The Atlanta paper deemed exceptionally large jumps in test scores from one year to the next as suspect, particularly if scores then fell back down the following year. (“After gaining skills one year, students don’t suddenly become incompetent,” the reporters explain.)

In its nationwide analysis, the paper flagged 196 districts where unusual test-score swings were found in a large percentage of the student groups that were tracked. Among the districts are Bridgeport and Torrington. In Bridgeport, nearly 10 percent of student groups in 2008 had average test scores well outside the predicted range, based on their performance the year before. In Torrington, the figure was 20 percent. Those numbers do not establish any wrongdoing, the paper said, but in total, the 196 districts represent “troubling patterns that experts say merit further examination.”

The Connecticut data includes test scores from 2006 to 2010. As a result, they do not include the fraudulent scores discovered in 2011 at Hopeville Elementary School in Waterbury, where Republican-American reporter Michael Puffer revealed widespread cheating that led to disciplinary action against a dozen educators, including the school’s principal.

The data are arranged alphabetically by district and school. Scroll down to find your school, then read across the sheet to see how groups of students performed through the years. The figures in red represent average scale scores on the CMT for each cohort of students. So in the single example below, from the Bolton Center School, third-grade students in 2006 had an average score of 241 on the CMT reading test. Those same students, with slight variations, then achieved average scores of 256 in 2007 (as fourth graders); 257 in 2008; 266 in 2009; and 262 in 2010.

As noted above, click the spreadsheet image, or click here, to launch the full spreadsheet. (And don’t worry: the type in the full spreadsheet is larger and easier to read.)

Find something amiss at your school, or know of problems with testing in your community? Let us know, by contacting The Scoop here.

 

2 Responses to Are CMT Scores at Your School Suspicious?

  1. Terry says:

    The ones gaming the system are the leaders and then the get promoted to Special Master or Acting Superintendent and they get their positions from the Commissioner. When will these “leaders” be held responsible?

    Where have you been?

    Now let’s head to Hartford and see what Steven Adamowski and the education reformers have done there with the Connecticut Masterly Test (CMT).

    Adamowski was named Hartford’s Superintendent in November 2006, so the baseline for assessing his success is the 2006-2007 school year. We’ll use the 8th grade CMT Mathematics test to see what happened.

    (see link below if chart does not align with cut and paste)

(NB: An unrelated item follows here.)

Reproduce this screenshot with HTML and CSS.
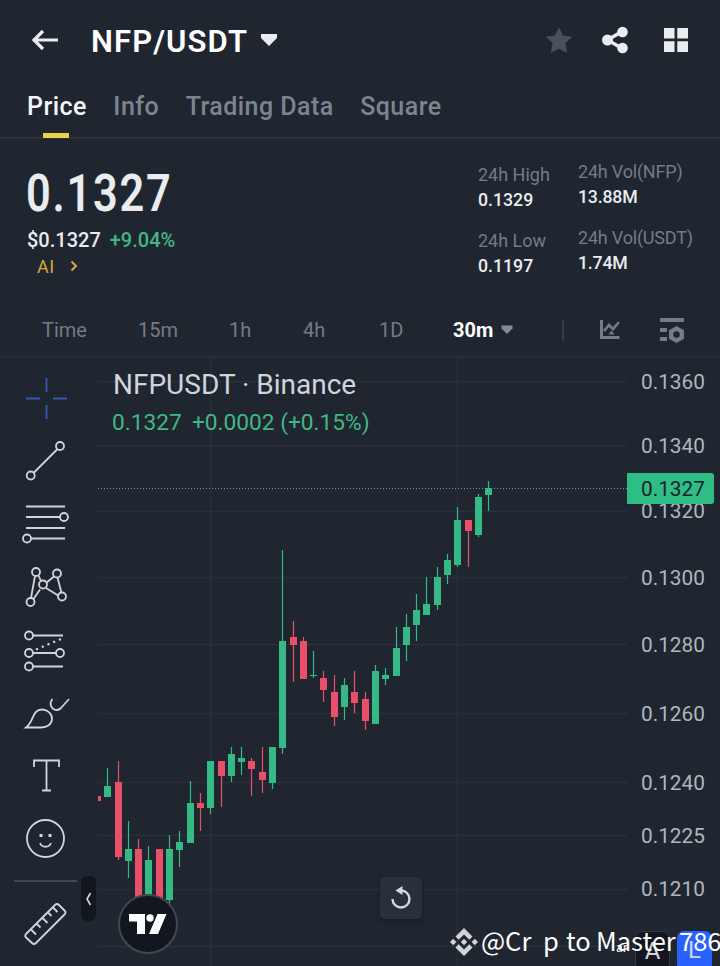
FILE: index.html
```html
<!DOCTYPE html>
<html lang="en">
<head>
<meta charset="utf-8">
<title>NFP/USDT</title>
<link rel="stylesheet" href="styles.css">
</head>
<body>
<div class="app">
  <header class="topbar">
    <svg class="back" width="28" height="22" viewBox="0 0 28 22"><path d="M27 11H3M12 2L3 11l9 9" fill="none" stroke="#eaecef" stroke-width="3.2"/></svg>
    <h1 class="pair">NFP/USDT</h1>
    <svg class="caret" width="18" height="14" viewBox="0 0 18 14"><path d="M1 1h16v4L9 13 1 5z" fill="#eaecef"/></svg>
    <div class="actions">
      <svg width="28" height="28" viewBox="0 0 28 28"><path d="M14 1l4 8.6 9.2 1.1-6.8 6.5 1.9 9.8L14 22.8 5.700 27l1.900-9.800L.8 10.700 10 9.600z" fill="#4a4f5b"/></svg>
      <svg width="28" height="28" viewBox="0 0 28 28"><path d="M21 5.500L6.500 14 21 22.300" fill="none" stroke="#eaecef" stroke-width="3.500"/><circle cx="6.500" cy="14" r="5.500" fill="#eaecef"/><circle cx="21.500" cy="6" r="5.300" fill="#eaecef"/><circle cx="21.500" cy="22" r="5.300" fill="#eaecef"/></svg>
      <svg width="26" height="26" viewBox="0 0 26 26" fill="#eaecef"><path d="M1 1h10.500v10.500H1zM14.300 1h10.700v10.500H14.300zM1 14.300h10.500V25H1zM14.300 14.300h10.700V25H14.300z"/></svg>
    </div>
  </header>

  <nav class="tabs">
    <a class="tab active">Price</a>
    <a class="tab info">Info</a>
    <a class="tab trading">Trading Data</a>
    <a class="tab square">Square</a>
  </nav>

  <section class="summary">
    <div class="quote">
      <div class="last"><span class="fit">0.1327</span></div>
      <div class="sub"><span class="fiat">$0.1327</span><span class="change">+9.04%</span></div>
      <div class="ai"><span>AI</span><svg width="8" height="12" viewBox="0 0 8 12"><path d="M1.500 1.500L6 6l-4.500 4.500" fill="none" stroke="#d9a83c" stroke-width="2"/></svg></div>
    </div>
    <dl class="stats range">
      <dt>24h High</dt><dd>0.1329</dd>
      <dt>24h Low</dt><dd>0.1197</dd>
    </dl>
    <dl class="stats volume">
      <dt>24h Vol(NFP)</dt><dd>13.88M</dd>
      <dt>24h Vol(USDT)</dt><dd>1.74M</dd>
    </dl>
  </section>

  <nav class="frames">
    <span>Time</span><span>15m</span><span>1h</span><span>4h</span><span>1D</span>
    <span class="current">30m <svg width="12" height="10" viewBox="0 0 12 10"><path d="M.5.500h11v3L6 9 .5 3.500z" fill="#848a95"/></svg></span>
    <i class="rule"></i>
    <svg width="22" height="22" viewBox="0 0 22 22" fill="none" stroke="#767d88" stroke-width="3"><path d="M2.500 1v17.500H20.500"/><path d="M5 12l5-6 4 4 6-7" stroke-width="2.600"/><path d="M9.500 15.500l3-4 3 4z" fill="#767d88" stroke="none"/></svg>
    <svg class="settings" width="28" height="28" viewBox="0 0 28 28" fill="#767d88"><path d="M2 2h24v4H2zM2 12h7v4H2zM2 21h7v4H2z"/><path fill-rule="evenodd" d="M18.500 10l7.500 4.300v8.400L18.500 27 11 22.700v-8.400zM18.500 15.200a3.300 3.300 0 1 0 0 6.600 3.300 3.300 0 1 0 0-6.600z"/></svg>
  </nav>

  <main class="chart">
    <aside class="tools">
      <svg viewBox="0 0 48 48"><path d="M24.500 4v14M24.500 31v14M4 24.500h14M31 24.500h14" stroke="#3658b5"/></svg>
      <svg viewBox="0 0 48 48"><path d="M11.500 36l24-24"/><circle cx="8.700" cy="38.500" r="4"/><circle cx="38" cy="9" r="4"/></svg>
      <svg viewBox="0 0 48 48"><path d="M4 6.500h39M4 17h34M4 28h39M9 38.500h34"/><circle cx="42" cy="17" r="4"/><circle cx="5" cy="38.500" r="4"/></svg>
      <svg viewBox="0 0 48 48"><path d="M13 13L9 35M11.500 36L18 26.500M16.500 12.500L19 18M24 20l8-6.500M35.500 14.500l4 15.500M24 25l13 8"/><circle cx="14" cy="9" r="4"/><circle cx="35" cy="10.500" r="4"/><circle cx="21" cy="21.500" r="4"/><circle cx="8.500" cy="39" r="4"/><circle cx="40" cy="33.500" r="4"/></svg>
      <svg viewBox="0 0 48 48"><path d="M11 9.500h30M11 27h23M11 40.500h30"/><path d="M14 23.500L39 13" stroke-width="2.200" stroke-dasharray="2.200 4"/><circle cx="7" cy="9.500" r="4"/><circle cx="7" cy="27" r="4"/><circle cx="38" cy="27" r="4"/><circle cx="7" cy="40.500" r="4"/></svg>
      <svg viewBox="0 0 48 48"><path d="M4 38.500c8-6 6-18 16-18 5 0 10 4 10 9 0 6-5 9-11 9z"/><path d="M30.500 10c-4 5-1 11 4.500 11 2 0 3-1 4-2l8-9"/></svg>
      <svg viewBox="0 0 48 48"><path d="M12 15V8.500h25V15M24.500 8.500v30M20 38.500h9"/></svg>
      <svg viewBox="0 0 48 48"><circle cx="23.500" cy="23.500" r="18.500"/><path d="M18 28c2 5 9 5 11 0"/><path d="M17.500 20.500h3M26.500 20.500h3" stroke-width="3"/></svg>
      <i class="divider"></i>
      <svg viewBox="0 0 48 48"><path d="M4 36L33 7q2-2 4 0l5.500 5.500q2 2 0 4L14 45q-2 2-4 0L4 39.500q-1.500-1.500 0-3.500zM9 31.500l5 5M15 26l3.500 3.500M20.500 20l5 5M26 14.500l3.500 3.500M31 9.500l4.500 4.500"/></svg>
    </aside>

    <svg class="plot" width="623" height="608" viewBox="97 358 623 608">
      <path class="grid" d="M97 381.500h530M97 446h530M97 511.500h530M97 577.500h530M97 644.500h530M97 713.500h530M97 782.500h530M97 835.500h530M97 889.500h530M97 946.500h530M210.500 358v608M457.500 358v608"/>
      <path class="last-line" d="M98 488.500h529"/>
      <path class="wick up" d="M107.500 768v29M128.500 821v57M148.500 846v50M169.500 835v68M179.500 831v36M190.500 781v62M210.500 761v53M231.500 747v35M241.500 747v28M272.500 747v42M282.500 550v204M313.500 651v27M344.500 678v42M375.500 665v59M385.500 668v17M396.500 627v49M406.500 614v47M416.500 594v47M426.500 577v38M437.500 567v43M447.500 554v30M457.500 507v60M478.500 494v43M488.500 481v30"/>
      <path class="wick down" d="M118.500 761v99M138.500 839v61M200.500 793v38M221.500 761v46M251.500 758v38M262.500 747v46M293.500 621v61M303.500 637v42M323.500 671v31M334.500 675v51M354.500 671v42M365.500 692v38M468.500 520v47"/>
      <path class="body up" d="M107.500 786v11M128.500 849v12M148.500 860v40M169.500 849v51M179.500 842v8M190.500 803v40M210.500 761v47M231.500 754v22M241.500 758v4M272.500 747v36M282.500 641v107M313.500 675v1M344.500 685v22M375.500 671v53M385.500 675v4M396.500 648v28M406.500 627v18M416.500 610v15M426.500 604v11M437.500 577v28M447.500 560v15M457.500 520v45M478.500 497v38M488.500 488v7"/>
      <path class="body down" d="M118.500 782v75M138.500 849v52M159.500 849v56M200.500 803v5M221.500 761v15M251.500 761v8M262.500 772v8M293.500 637v8M303.500 641v38M323.500 678v12M334.500 692v25M354.500 692v11M365.500 699v22M468.500 520v11"/>
      <path d="M98 796h3v5h-3z" fill="#e8506a"/>
      <g class="axis">
        <text x="641" y="389">0.1360</text><text x="641" y="453">0.1340</text><text x="641" y="518">0.1320</text>
        <text x="641" y="585">0.1300</text><text x="641" y="652">0.1280</text><text x="641" y="721">0.1260</text>
        <text x="641" y="790">0.1240</text><text x="641" y="843">0.1225</text><text x="641" y="896">0.1210</text>
      </g>
      <path d="M627 473h84q3 0 3 3v25q0 3-3 3h-84z" fill="#2ebd85"/>
      <text class="tag" x="641" y="496">0.1327</text>
      <text class="title" x="113" y="394">NFPUSDT · Binance</text>
      <text class="delta" x="112" y="430">0.1327</text>
      <text class="delta" x="192" y="430">+0.0002 (+0.15%)</text>
    </svg>

    <div class="handle"><svg width="7" height="14" viewBox="0 0 7 14"><path d="M5.500 1L2 7l3.500 6" fill="none" stroke="#d5d8df" stroke-width="1.600"/></svg></div>
    <div class="tv"><svg width="38" height="20" viewBox="0 0 38 20" fill="#fff"><path d="M0 0h16v20H8V7.500H0zM28.500 0h9L29 20h-9z"/><circle cx="21" cy="4" r="3.700"/></svg></div>
    <button class="reset"><svg width="22" height="24" viewBox="0 0 22 24"><path d="M2.500 13a8.500 8.500 0 1 0 8.500-8.500" fill="none" stroke="#d5d8df" stroke-width="2.400"/><path d="M12.500 0v9L5.500 4.500z" fill="#d5d8df"/></svg></button>
    <div class="scale auto">A</div>
    <div class="scale log">L</div>
    <div class="watermark">
      <svg width="28" height="28" viewBox="0 0 28 28" fill="#d3d4d8"><path d="M14 0l8.500 8.500-3.200 3.200L14 6.400l-5.300 5.300-3.200-3.200zM14 28l8.500-8.500-3.200-3.200L14 21.600l-5.300-5.300-3.200 3.200zM3.200 10.800L6.400 14l-3.200 3.200L0 14zM24.800 10.800L28 14l-3.200 3.200-3.200-3.200zM14 10.800l3.200 3.200-3.200 3.200-3.200-3.200z"/></svg>
      <span class="w1">@Cr</span><span class="w2">p</span><span class="w3">to</span><span class="w4">Master</span><span class="w5">786</span>
      <small>ar</small>
    </div>
  </main>
</div>
</body>
</html>
```
FILE: styles.css
```css
* { box-sizing: border-box; }
body { margin: 0; background: #1f2630; color: #eaecef; font-family: Roboto, "Liberation Sans", sans-serif; }
.app { width: 720px; height: 966px; overflow: hidden; display: flex; flex-direction: column; }
svg { display: block; flex: none; }
.fit { display: inline-block; transform-origin: left center; }

.topbar { height: 80px; padding-left: 31px; padding-right: 31px; display: flex; align-items: center; }
.pair { margin: 3px 0 0 32px; width: 169px; font-size: 31px; line-height: 36px; font-weight: 600; letter-spacing: 1.100px; color: #fff; }
.actions { margin-left: auto; display: flex; align-items: center; gap: 28px; }
.actions svg:last-child { margin-left: 6px; }

.tabs { height: 59px; padding-left: 27px; display: flex; border-bottom: 2px solid #2b323c; }
.tab { position: relative; padding-top: 11px; font-size: 25px; line-height: 31px; font-weight: 500; letter-spacing: 0.450px; color: #7d8490; margin-right: 26.500px; white-space: nowrap; }
.tab.active { color: #f5f6f8; }
.tab.active::after { content: ""; position: absolute; left: 16px; top: 53px; width: 26px; height: 5px; background: #f0d04f; }

.summary { height: 164px; display: grid; grid-template-columns: 451px 100px 1fr; padding-left: 27px; white-space: nowrap; }
.last { margin-top: 25px; height: 60px; font-size: 51px; line-height: 60px; font-weight: 600; }
.last .fit { margin-left: -1px; transform: scaleX(0.85); letter-spacing: 2px; }
.sub { height: 32px; line-height: 32px; font-size: 20px; font-weight: 500; display: flex; gap: 9px; }
.change { color: #40b884; }
.ai { display: flex; align-items: center; gap: 15px; height: 20px; padding-left: 10px; font-size: 18px; letter-spacing: 0.500px; color: #d9a83c; }
.stats { margin: 26px 0 0; }
.volume { margin-top: 23px; }
.stats dt { font-size: 18px; height: 20px; line-height: 20px; color: #747b87; }
.volume dt { letter-spacing: -0.200px; }
.stats dd { margin: 0 0 15px; font-size: 17.700px; height: 31px; line-height: 31px; font-weight: 500; }
.volume dd { letter-spacing: -0.200px; }

.frames { height: 55px; padding: 2px 0 0 42px; display: grid; grid-template-columns: 96px 91px 74px 76px 74px 109px 37px 59px 1fr; align-items: center; font-size: 20px; color: #747b87; border-bottom: 3px solid #262d37; }
.current { display: flex; align-items: center; gap: 8px; color: #fff; font-weight: 700; }
.rule { width: 2px; height: 21px; background: #353c47; }

.chart { position: relative; height: 608px; display: flex; }
.tools { width: 97px; padding: 9px 0 0 22px; display: flex; flex-direction: column; }
.tools svg { width: 48px; height: 48px; margin: 7px 0 8px; fill: none; stroke: #d1d4dc; stroke-width: 1.800; }
.divider { width: 63px; height: 2px; margin: 9px 0 9px -8px; flex: none; background: #434852; }
.grid { fill: none; stroke: #29303a; stroke-width: 1.400; }
.last-line { stroke: #6f9f92; stroke-width: 1; stroke-dasharray: 1 2; }
.wick { fill: none; stroke-width: 1.200; }
.body { fill: none; stroke-width: 7; }
.up { stroke: #35b985; }
.down { stroke: #e8506a; }
.axis { font-size: 20.800px; fill: #b2b5be; }
.tag { font-size: 20.800px; fill: #17212a; }
.title { font-size: 28px; fill: #d1d4dc; }
.delta { font-size: 22.700px; fill: #40b884; }

.handle { position: absolute; left: 81px; top: 518px; width: 15px; height: 45px; border-radius: 6px; background: #11161f; display: grid; place-items: center; }
.tv { position: absolute; left: 118px; top: 536px; width: 60px; height: 60px; border-radius: 50%; border: 2px solid #434750; background: #11161f; display: grid; place-items: center; }
.reset { position: absolute; left: 380px; top: 519px; width: 42px; height: 42px; padding: 0; border: 0; border-radius: 5px; background: #2a303a; box-shadow: 0 2px 4px #171d25; display: grid; place-items: center; }
.scale { position: absolute; top: 573px; width: 35px; height: 40px; border-radius: 7px; font-size: 24px; line-height: 38px; text-align: center; color: #d1d4dc; }
.auto { left: 635px; background: #11161f; border: 1px solid #343a44; }
.log { left: 677px; background: #2962ff; }
.watermark { position: absolute; left: 450px; top: 563px; height: 36px; width: 270px; display: flex; align-items: center; font-family: "Noto Sans CJK SC", "Noto Sans", sans-serif; font-size: 25.500px; color: #fff; white-space: nowrap; }
.watermark svg { position: relative; top: 3px; }
.watermark span { flex: none; }
.w1 { margin-left: 3px; width: 62px; }
.w2 { width: 23px; }
.w3 { width: 30px; }
.w4 { width: 83px; }
.watermark small { position: absolute; left: 166px; top: 17px; font-size: 12px; }
```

    School Year % of students taking standard CMT % Moved to the Modified Assessment Test % at or above proficient % at or above goal
    2006-2007 91.7   0 47.8 22.7
    2010-2011 84.6 9.8 60.1          +12.3 31.8          +9.1

    Adamowski’s and his supporters claim that during his years in Hartford, the percent of students testing at or above the proficient level went up 12.3 (Column 4: 60.1 – 47.8 percent) and that there was a 9.1 percent increase in number who scored at or above goal (Column 5: 31.8-22.7 percent).

    But hold on just a minute.

    The year after Adamowski became superintendent, the State Department of Education began to roll out its new Modified Assessment Test – an alternative test for those whose skills were so deficient that they couldn’t succeed with the CMT.

    As Adamowski left Hartford in 2011, 9.8 percent of Hartford’s lowest performing students had been removed from the CMTs and were now taking the Modified Assessment Test.

    (Actually just over 13 percent were now exempt either because they were taking the Modified Assessment Test, their lack of proficiency in English is so great that they didn’t take the test, they were part of another very small program called “Check List” or they handed in a CMT test that had “no valid score.”)

    While Adamowski and ConnCAN applaud the “growth” in Hartford’s test scores they fail to explain that 10 percent of the entire student body was moved out of the CMT’s and to a remedial test during the period Adamowski was superintendent.

    http://jonathanpelto.com/2012/03/21/steven-adamowski-governor-malloy-and-perfecting-the-art-of-inflating-test-scores/

  2. Iteach says:

    Investigate grade adjustments and increased graduation rates as we just keep pushing kids along….guess who bullies the teachers.

    Anyway the email we received has to do with the grading system in Hartford schools and involves mandatory average bumps and how students have learned to game the system in a way no doubt many shortsighted teenagers would.  Why wouldn’t they? The whole education system they have been brought up in is one concerned with “juking the stats” and meeting rate goals.  The main thing many have learned from the system is the most important thing is how to work the system to meet the minimum standards.

    Email to the Mayor’s Office was referred to contacts at the Hartford School system.  Multiple emails to the Hartford Schools contacts were not replied to. The verbatim email follows;

    “The Hartford schools have a new computer program called Power School. The program tracks everything; attendance, grades, GPA, etc.  Teachers set up their grade book by entering assignments and giving each assignment a weight toward the final grade.  (For example homework could be 20%, classwork 20%, quizzes 20% and exams 40%.)  The program keeps a running average for each student.  However, just before the marking period ended in January teachers were instructed to go into the program and manually override the average of every student receiving a failing grade to a minimum of 55.

    Students who never show up to class receive a 55.  Students have figured out that in a four marking period course they must earn a 75 one marking period to pass the course.  Then they do not have to return to class.  In a two making period course they must ear a 65 during one marking period to pass the course.

    This improves the graduation rate doesn’t it?  Makes Adamowski look good doesn’t it?”